Anyhow, I actually do like this approach but it was voted against it.

Owner

jnothman commented Mar 14, 2013

Oh, well. That's annoying. Can you point me to the reasons against?

I don't mean not duplicated. I mean not in multiple places.

Assuming #1768, note with this patch we can do something like the following:

class CompositeScorer(Scorer):
    def __init__(self, objective, **other_metrics):
        super(CompositeScorer, self).__init__(objective)
        self.metrics = ([], [])  # group metrics by their needs_threshold value
        other_metrics['score'] = objective
        for name, metric in six.iteritems(other_metrics):
            needs_threshold = self._get_annotation(metric, 'needs_threshold', False)
            self.metrics[int(needs_threshold)].append((name, metric))

    def calc_scores(self, estimator, X, y=None):
        for needs_threshold, metrics in enumerate(self.metrics):
            if not metrics:
                continue
            if needs_threshold:
                try:
                    y_pred = estimator.decision_function(X).ravel()
                except (NotImplementedError, AttributeError):
                    y_pred = estimator.predict_proba(X)[:, 1]
            else:
                y_pred = estimator.predict(X)
            for name, metric in metrics:
                yield name, self.score_func(y, y_pred)

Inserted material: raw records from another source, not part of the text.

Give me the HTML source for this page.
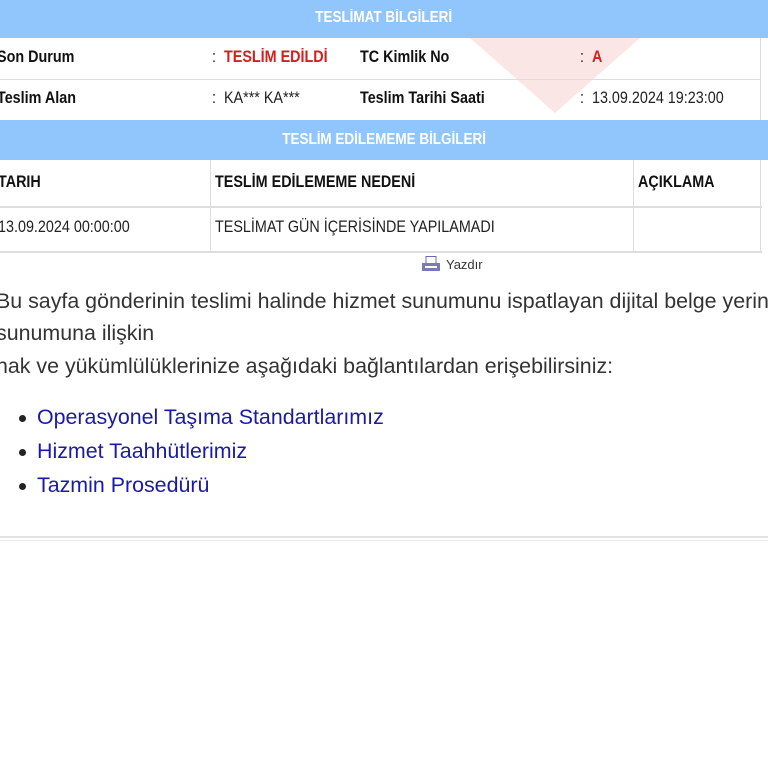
<!DOCTYPE html>
<html><head><meta charset="utf-8"><style>
body{margin:0;width:768px;height:768px;background:#fff;position:relative;overflow:hidden;font-family:"Liberation Sans",sans-serif;}
.a{position:absolute;white-space:nowrap;transform:scaleX(0.87);transform-origin:0 0;}
.hdr{position:absolute;left:0;width:768px;background:#90c6fb;color:#fff;font-weight:bold;font-size:15.5px;text-align:center;}
.hdr span{display:inline-block;transform:scaleX(0.87);}
.ln{position:absolute;background:#ddd;}
.b{font-weight:bold;font-size:16.5px;color:#111;}
.t{font-size:16.5px;color:#222;}
.p{font-size:21.4px;color:#333;position:absolute;white-space:nowrap;}
.li{font-size:21.4px;color:#1a1aa6;position:absolute;white-space:nowrap;}
.dot{position:absolute;width:7px;height:7px;border-radius:50%;background:#222;}
</style></head><body>
<div class="hdr" style="top:0;height:38px;line-height:36px;"><span>TESLİMAT BİLGİLERİ</span></div>
<div style="position:absolute;left:470px;top:38px;width:0;height:0;border-left:85px solid transparent;border-right:85px solid transparent;border-top:75px solid #fbe6e6;"></div>
<div class="ln" style="left:0;top:79px;width:760px;height:1px;"></div>
<div class="ln" style="left:760px;top:38px;width:1px;height:82px;"></div>
<div class="a b" style="left:-3px;top:48px;">Son Durum</div>
<div class="a t" style="left:212px;top:48px;">:&nbsp;&nbsp;<b style="color:#d21f1f">TESLİM EDİLDİ</b></div>
<div class="a b" style="left:360px;top:48px;">TC Kimlik No</div>
<div class="a t" style="left:580px;top:48px;">:&nbsp;&nbsp;<b style="color:#d21f1f">A</b></div>
<div class="a b" style="left:-3px;top:89px;">Teslim Alan</div>
<div class="a t" style="left:212px;top:89px;">:&nbsp;&nbsp;KA*** KA***</div>
<div class="a b" style="left:360px;top:89px;">Teslim Tarihi Saati</div>
<div class="a t" style="left:580px;top:89px;">:&nbsp;&nbsp;13.09.2024 19:23:00</div>
<div class="hdr" style="top:120px;height:40px;line-height:40px;"><span>TESLİM EDİLEMEME BİLGİLERİ</span></div>
<div class="ln" style="left:0;top:206px;width:762px;height:2px;"></div>
<div class="ln" style="left:0;top:251px;width:762px;height:2px;"></div>
<div class="ln" style="left:210px;top:160px;width:1px;height:92px;"></div>
<div class="ln" style="left:633px;top:160px;width:1px;height:92px;"></div>
<div class="ln" style="left:760px;top:160px;width:1px;height:92px;"></div>
<div class="a b" style="left:-2px;top:173px;">TARIH</div>
<div class="a b" style="left:215px;top:173px;">TESLİM EDİLEMEME NEDENİ</div>
<div class="a b" style="left:638px;top:173px;">AÇIKLAMA</div>
<div class="a t" style="left:-2px;top:218px;">13.09.2024 00:00:00</div>
<div class="a t" style="left:215px;top:218px;">TESLİMAT GÜN İÇERİSİNDE YAPILAMADI</div>
<svg style="position:absolute;left:422px;top:256px" width="18" height="16" viewBox="0 0 18 16"><rect x="4" y="0.5" width="10" height="7" fill="#fff" stroke="#6a6aa8"/><rect x="0" y="7" width="18" height="8" fill="#7a7ab8"/><rect x="3" y="10" width="12" height="2" fill="#fff"/></svg>
<div style="position:absolute;left:446px;top:257px;font-size:13px;color:#333;">Yazdır</div>
<div class="p" style="left:-4px;top:289px;">Bu sayfa gönderinin teslimi halinde hizmet sunumunu ispatlayan dijital belge yerine</div>
<div class="p" style="left:-4px;top:321px;">sunumuna ilişkin</div>
<div class="p" style="left:-4px;top:354px;">hak ve yükümlülüklerinize aşağıdaki bağlantılardan erişebilirsiniz:</div>
<div class="dot" style="left:19px;top:415px;"></div>
<div class="dot" style="left:19px;top:449px;"></div>
<div class="dot" style="left:19px;top:483px;"></div>
<div class="li" style="left:37px;top:405px;">Operasyonel Taşıma Standartlarımız</div>
<div class="li" style="left:37px;top:439px;">Hizmet Taahhütlerimiz</div>
<div class="li" style="left:37px;top:473px;">Tazmin Prosedürü</div>
<div class="ln" style="left:0;top:536px;width:768px;height:2px;background:#e2e2e2;"></div>
<div class="ln" style="left:0;top:540px;width:768px;height:1px;background:#e8e8e8;"></div>
</body></html>
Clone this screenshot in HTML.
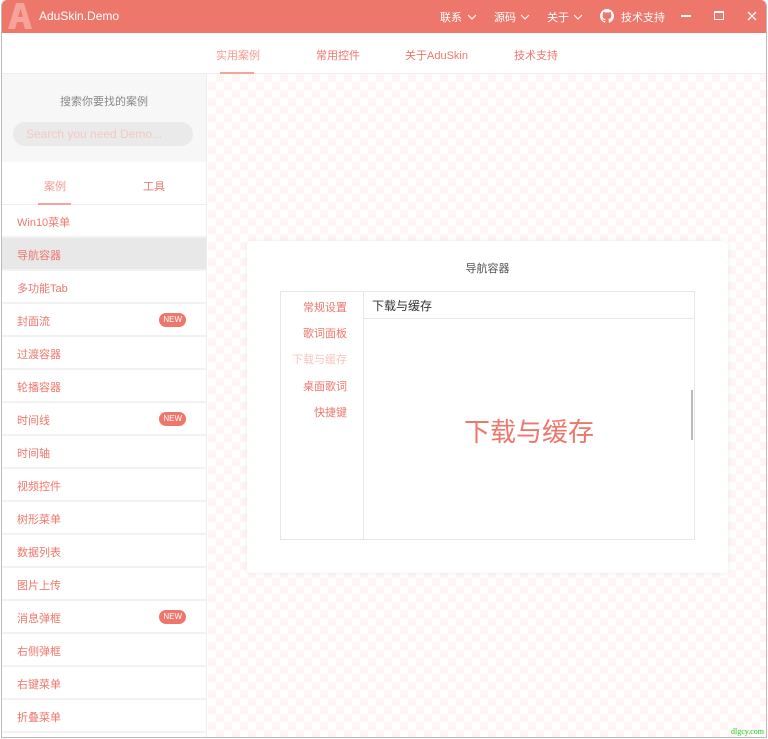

binary_debug_scorer = CompositeScorer(f1_score,
    precision=precision_score, recall=recall_score,
    accuracy=accuracy_score, hinge_loss=hinge_loss,
    pr_curve=precision_recall_curve, roc_curve=roc_curve,
    confusion=confusion_matrix)
Owner

amueller commented Mar 14, 2013

Hum, I never really looked into more than one score actually ;)

Owner

larsmans commented Mar 14, 2013

@amueller Where was the vote? I like this approach better than the current one too.

Owner

amueller commented Mar 14, 2013

In the three pull requests I sent in and the massive thread on the ML.
http://sourceforge.net/mailarchive/forum.php?thread_name=CAFvE7K4aU7Dj-%3De_jDxLNUAoByNNvO9caOAs%2BYQ8K65ctGceGg%40mail.gmail.com&forum_name=scikit-learn-general

#1381 #1198 #1014

Actually the discussion there was if we should let the score_functions know how they can be applied.
Because we didn't do that was the reason to introduce the scorer objects.
If we do annotate them, I'm not entirely sure we need the scorer objects at all?
Well some of the code that is now in the scorer objects would be in GridSearchCV and cross_val_score.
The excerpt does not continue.